- Born: June 7, 1820 Klein Watkowitz, Stuhm
- Died: April 3, 1902 (aged 81) Paleschken, Stuhm
- Education: University of Königsberg
- Scientific career
- Fields: bryology

= Hugo Erich Meyer von Klinggräff =

German botanist

Hugo Erich Meyer von Klinggräff (7 June 1820 in Klein Watkowitz, Stuhm - 3 April 1902 in Paleschken, Stuhm) was a German botanist, who was a specialist in bryophytes.

== Biography ==
Hugo Erich Meyer von Klinggräff was born into the Klinggräff family, noble family from Thuringia. He was the brother of botanist Carl Julius Meyer von Klinggräff, with whom he often collaborated.
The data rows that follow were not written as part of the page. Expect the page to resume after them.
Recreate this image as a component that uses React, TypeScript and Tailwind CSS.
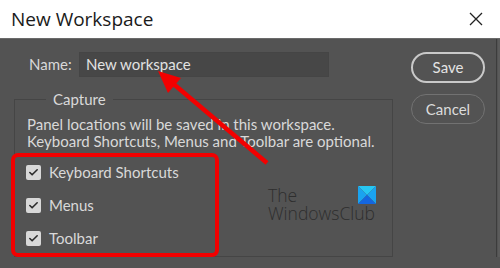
import { Check } from "lucide-react";

const options = ["Keyboard Shortcuts", "Menus", "Toolbar"];

function WindowsClubMark() {
  return (
    <div className="pointer-events-none absolute left-[268px] top-[184px] w-[108px] font-['Open_Sans',sans-serif] text-[17.5px] font-light text-[#2e2e2e]">
      <div className="flex h-[20px] items-start justify-between">
        <span className="mt-[3px] leading-[16px]">The</span>
        <svg width="18" height="18" viewBox="0 0 18 18" className="mt-[2px]">
          <polygon points="0,0 18,0 9,9" fill="#27c7f2" />
          <polygon points="0,0 9,9 0,18" fill="#1aa3ef" />
          <polygon points="18,0 18,18 9,9" fill="#1aa3ef" />
          <polygon points="0,18 9,9 18,18" fill="#1466e0" />
        </svg>
      </div>
      <div className="leading-[18px]">WindowsClub</div>
    </div>
  );
}

function Arrow() {
  return (
    <svg className="pointer-events-none absolute left-0 top-0" width="500" height="268">
      <line x1="267" y1="163" x2="170" y2="81" stroke="#f20000" strokeWidth="4.5" />
      <polygon points="158,71 181,78 168,93" fill="#f20000" />
    </svg>
  );
}

export default function App() {
  return (
    <div className="relative h-[268px] w-[500px] overflow-hidden bg-[#535353] font-['Lato',sans-serif] text-[#d9d9d9]">
      <header className="flex h-[39px] items-center justify-between border-b border-[#6a6a6a] bg-white pl-[11px] pr-[17px]">
        <h1 className="font-['Open_Sans',sans-serif] text-[19px] leading-none text-[#1a1a1a]">New Workspace</h1>
        <svg width="14" height="14" viewBox="0 0 14 14" className="text-[#222]">
          <path d="M1 1L13 13M13 1L1 13" stroke="currentColor" strokeWidth="1.3" />
        </svg>
      </header>

      <div className="flex border-r-2 border-r-[#5b5b5b] pr-[1px]">
        <div className="flex flex-1 border-r border-r-[#3c3c3c]">
          <div className="flex w-[393px] flex-col pl-[14px] pt-[13px]">
            <div className="flex items-center text-[15px]">
              <label className="ml-[15px] w-[50px]">Name:</label>
              <div className="flex h-[25px] w-[250px] items-center border border-[#454545] bg-[#474747] px-[6px] text-[#e2e2e2]">
                New workspace
              </div>
            </div>

            <fieldset className="mt-[15px] h-[165px] w-[379px] border border-[#454545] px-[12px]">
              <legend className="ml-[19px] px-[7px] text-[15px] leading-[15px]">Capture</legend>
              <p className="mt-[9px] text-[15px] leading-[17px]">
                Panel locations will be saved in this workspace.
                <br />
                Keyboard Shortcuts, Menus and Toolbar are optional.
              </p>
              <div className="-ml-[16px] mt-[3px] flex h-[104px] w-[208px] flex-col justify-center gap-[16px] rounded-[7px] border-4 border-[#f20000] pl-[11px]">
                {options.map((label) => (
                  <label key={label} className="flex items-center gap-[8px] text-[15px] leading-[17px]">
                    <span className="flex h-[15px] w-[15px] items-center justify-center rounded-[2px] bg-[#d8d8d8]">
                      <Check size={11} strokeWidth={3.5} className="text-[#2b2b2b]" />
                    </span>
                    {label}
                  </label>
                ))}
              </div>
            </fieldset>
          </div>

          <div className="flex flex-col gap-[11px] pl-[18px] pt-[13px]">
            <button className="h-[31px] w-[74px] rounded-full border-2 border-[#c9c9c9] text-[15px] text-[#e4e4e4]">
              Save
            </button>
            <button className="h-[30px] w-[74px] rounded-full border border-[#727272] text-[15px] text-[#dcdcdc]">
              Cancel
            </button>
          </div>
        </div>
      </div>

      <WindowsClubMark />
      <Arrow />
    </div>
  );
}
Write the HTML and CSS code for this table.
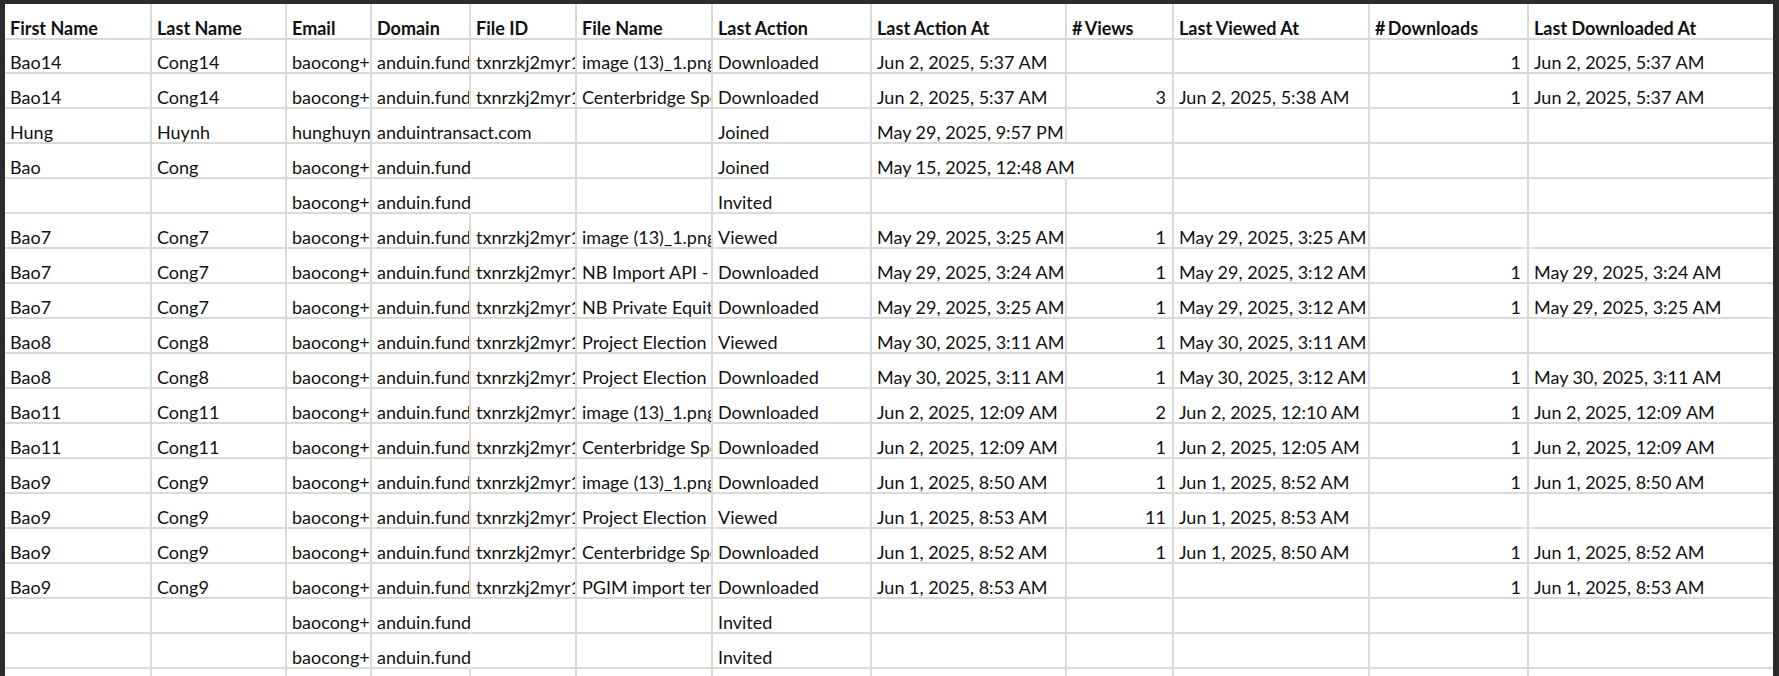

In 1826, he moved with his parents to a homestead located not far from Agram, Croatia. He later studied at the University of Königsberg, receiving his doctorate in 1846. Following graduation, he returned to Croatia, where he botanized in areas along the Adriatic Sea and islands within the Gulf of Quarnero. During this time period, he collaborated with other botanists, that included Mutius von Tommasini. In 1852 he acquired an estate in Wiszniewo bei Lobau, Province of Prussia.

== Publications ==
- Klinggräff, H. v. (1858) "Die höheren Cryptogamen Preussens" (Königsberg) – The higher cryptogams of Prussia.
- "Die in der Umgegend von Agram in Croatien vorkommenden Pflanzen", 1861 – On plants native to areas near Agram.
- Meyer von Klinggräff, Hugo Erich (1862). "In anderen Gegenden Croatiens gefundene Pflanzen"
- "Versuch einer topographischen Flora der Provinz Westpreussen" 1880 – Essay on the phytogeography of West Prussia.
- "Ueber die Bastarde bei Farnen und Moosen", 1889 – On hybrids of ferns and mosses.
- "Die Leber- und Laubmoose West- und Ostpreussens, 1893 – Liverworts and mosses of West and East Prussia.

He issued the exsiccata Unio itineraria cryptogamica 1864.